Do elevated temperature and CO2 generally have counteracting effects on phenolic phytochemistry of boreal trees?
Veteli, TO Mattson, WJ Niemela, P Julkunen-Tiitto, R Kellomaki, S Kuokkanen, K Lavola, A
JOURNAL OF CHEMICAL ECOLOGY 33:2 287-296
Global climate change includes concomitant changes in many components of the abiotic flux necessary for plant life. In this paper, we investigate the combined effects of elevated CO2 (720 ppm) and temperature (+2 K) on the phytochemistry of three deciduous tree species. The analysis revealed that elevated CO2 generally stimulated increased carbon partitioning to various classes of phenolic compounds, whereas an increase in temperature had the opposite effect.

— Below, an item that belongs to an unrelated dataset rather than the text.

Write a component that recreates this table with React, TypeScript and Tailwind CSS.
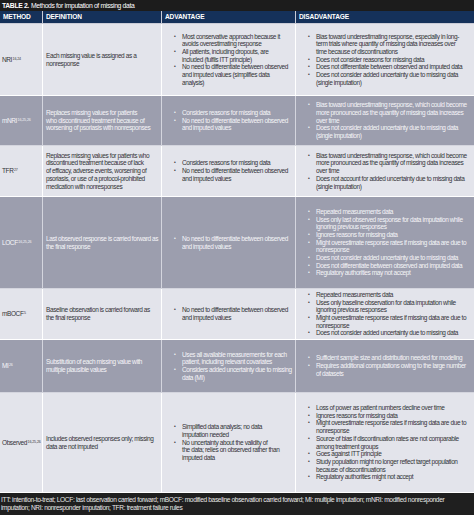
import React from "react";

type Row = {
  method: string;
  sup: string;
  h: string;
  shade: "light" | "dark";
  def: string[];
  adv: string[][];
  dis: string[][];
};

const rows: Row[] = [
  {
    method: "NRI",
    sup: "16,24",
    h: "h-[72px]",
    shade: "light",
    def: ["Each missing value is assigned as a", "nonresponse"],
    adv: [
      ["Most conservative approach because it", "avoids overestimating response"],
      ["All patients, including dropouts, are", "included (fulfils ITT principle)"],
      ["No need to differentiate between observed", "and imputed values (simplifies data", "analysis)"],
    ],
    dis: [
      [
        "Bias toward underestimating response, especially in long-",
        "term trials where quantity of missing data increases over",
        "time because of discontinuations",
      ],
      ["Does not consider reasons for missing data"],
      ["Does not differentiate between observed and imputed data"],
      ["Does not consider added uncertainty due to missing data", "(single imputation)"],
    ],
  },
  {
    method: "mNRI",
    sup: "16,25,26",
    h: "h-[50px]",
    shade: "dark",
    def: [
      "Replaces missing values for patients",
      "who discontinued treatment because of",
      "worsening of psoriasis with nonresponses",
    ],
    adv: [["Considers reasons for missing data"], ["No need to differentiate between observed", "and imputed values"]],
    dis: [
      [
        "Bias toward underestimating response, which could become",
        "more pronounced as the quantity of missing data increases",
        "over time",
      ],
      ["Does not consider added uncertainty due to missing data", "(single imputation)"],
    ],
  },
  {
    method: "TFR",
    sup: "27",
    h: "h-[51px]",
    shade: "light",
    def: [
      "Replaces missing values for patients who",
      "discontinued treatment because of lack",
      "of efficacy, adverse events, worsening of",
      "psoriasis, or use of a protocol-prohibited",
      "medication with nonresponses",
    ],
    adv: [["Considers reasons for missing data"], ["No need to differentiate between observed", "and imputed values"]],
    dis: [
      [
        "Bias toward underestimating response, which could become",
        "more pronounced as the quantity of missing data increases",
        "over time",
      ],
      ["Does not account for added uncertainty due to missing data", "(single imputation)"],
    ],
  },
  {
    method: "LOCF",
    sup: "16,25,26",
    h: "h-[92px]",
    shade: "dark",
    def: ["Last observed response is carried forward as", "the final response"],
    adv: [["No need to differentiate between observed", "and imputed values"]],
    dis: [
      ["Repeated measurements data"],
      ["Uses only last observed response for data imputation while", "ignoring previous responses"],
      ["Ignores reasons for missing data"],
      ["Might overestimate response rates if missing data are due to", "nonresponse"],
      ["Does not consider added uncertainty due to missing data"],
      ["Does not differentiate between observed and imputed data"],
      ["Regulatory authorities may not accept"],
    ],
  },
  {
    method: "mBOCF",
    sup: "5",
    h: "h-[51px]",
    shade: "light",
    def: ["Baseline observation is carried forward as", "the final response"],
    adv: [["No need to differentiate between observed", "and imputed values"]],
    dis: [
      ["Repeated measurements data"],
      ["Uses only baseline observation for data imputation while", "ignoring previous responses"],
      ["Might overestimate response rates if missing data are due to", "nonresponse"],
      ["Does not consider added uncertainty due to missing data"],
    ],
  },
  {
    method: "MI",
    sup: "26",
    h: "h-[53px]",
    shade: "dark",
    def: ["Substitution of each missing value with", "multiple plausible values"],
    adv: [
      ["Uses all available measurements for each", "patient, including relevant covariates"],
      ["Considers added uncertainty due to missing", "data (MI)"],
    ],
    dis: [
      ["Sufficient sample size and distribution needed for modeling"],
      ["Requires additional computations owing to the large number", "of datasets"],
    ],
  },
  {
    method: "Observed",
    sup: "16,25,26",
    h: "h-[100px]",
    shade: "light",
    def: ["Includes observed responses only; missing", "data are not imputed"],
    adv: [
      ["Simplified data analysis; no data", "imputation needed"],
      ["No uncertainty about the validity of", "the data; relies on observed rather than", "imputed data"],
    ],
    dis: [
      ["Loss of power as patient numbers decline over time"],
      ["Ignores reasons for missing data"],
      ["Might overestimate response rates if missing data are due to", "nonresponse"],
      ["Source of bias if discontinuation rates are not comparable", "among treatment groups"],
      ["Goes against ITT principle"],
      ["Study population might no longer reflect target population", "because of discontinuations"],
      ["Regulatory authorities might not accept"],
    ],
  },
];

function Lines({ lines }: { lines: string[] }) {
  return (
    <div>
      {lines.map((l, i) => (
        <div key={i} className="whitespace-nowrap">
          {l}
        </div>
      ))}
    </div>
  );
}

function Bullets({ items }: { items: string[][] }) {
  return (
    <div className="flex flex-col">
      {items.map((it, i) => (
        <div key={i} className="flex">
          <span className="w-[8px] shrink-0 text-[5px]">•</span>
          <Lines lines={it} />
        </div>
      ))}
    </div>
  );
}

export default function App() {
  return (
    <div
      className="w-[474px] h-[515px] overflow-hidden bg-[#e3e4eb] text-[6.5px] leading-[7.7px] tracking-[-0.4px]"
      style={{ fontFamily: '"Liberation Sans", Arial, sans-serif' }}
    >
      {/* title */}
      <div className="h-[11px] bg-[#1c1c1c] text-white flex items-center px-[2px] text-[6.8px] tracking-[-0.35px]">
        <span className="font-bold mr-[2px]">TABLE 2.</span>
        <span>Methods for imputation of missing data</span>
      </div>

      {/* header */}
      <div className="h-[13px] bg-[#15315a] text-white font-bold uppercase text-[6.6px] tracking-[-0.15px] grid grid-cols-[43px_119px_134px_178px] border-b border-[#c9cbd6]">
        <div className="flex items-center pl-[3px] border-r border-[#c9cbd6]">Method</div>
        <div className="flex items-center pl-[3px] border-r border-[#c9cbd6]">Definition</div>
        <div className="flex items-center pl-[3px] border-r border-[#c9cbd6]">Advantage</div>
        <div className="flex items-center pl-[3px]">Disadvantage</div>
      </div>

      {rows.map((r) => {
        const dark = r.shade === "dark";
        return (
          <div
            key={r.method}
            className={`${r.h} grid grid-cols-[43px_119px_134px_178px] border-b ${
              dark ? "bg-[#9c9eae] text-[#f5f5f8] border-[#d4d5de]" : "bg-[#e3e4eb] text-[#333338] border-white"
            }`}
          >
            <div className={`flex items-center pl-[2px] border-r ${dark ? "border-[#d4d5de]" : "border-white"}`}>
              <span className="whitespace-nowrap">
                {r.method}
                <sup className="text-[3.6px] tracking-[-0.1px] ml-[0.5px]">{r.sup}</sup>
              </span>
            </div>
            <div className={`flex items-center pl-[3px] border-r ${dark ? "border-[#d4d5de]" : "border-white"}`}>
              <Lines lines={r.def} />
            </div>
            <div className={`flex items-center pl-[12px] border-r ${dark ? "border-[#d4d5de]" : "border-white"}`}>
              <Bullets items={r.adv} />
            </div>
            <div className="flex items-center pl-[12px]">
              <Bullets items={r.dis} />
            </div>
          </div>
        );
      })}

      {/* footnote */}
      <div className="h-[22px] bg-[#1f1f1f] text-[#e8e8e8] px-[1px] pt-[3px] text-[6.6px] tracking-[-0.35px] leading-[8px]">
        <div className="whitespace-nowrap">
          ITT: intention-to-treat; LOCF: last observation carried forward; mBOCF: modified baseline observation carried
          forward; MI: multiple imputation; mNRI: modified nonresponder
        </div>
        <div className="whitespace-nowrap">imputation; NRI: nonresponder imputation; TFR: treatment failure rules</div>
      </div>
    </div>
  );
}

The combined effects of both elevated CO2 and temperature were additive, i.e., canceling one another’s individual effects. Obviously, the effects of global climate change on leaf chemistry must simultaneously consider both temperature and CO2. If these results are generally applicable, then the counteracting effect of the temperature is likely to play a major role in alpine, boreal, and arctic zones in determining the balance between populations of plants and herbivores.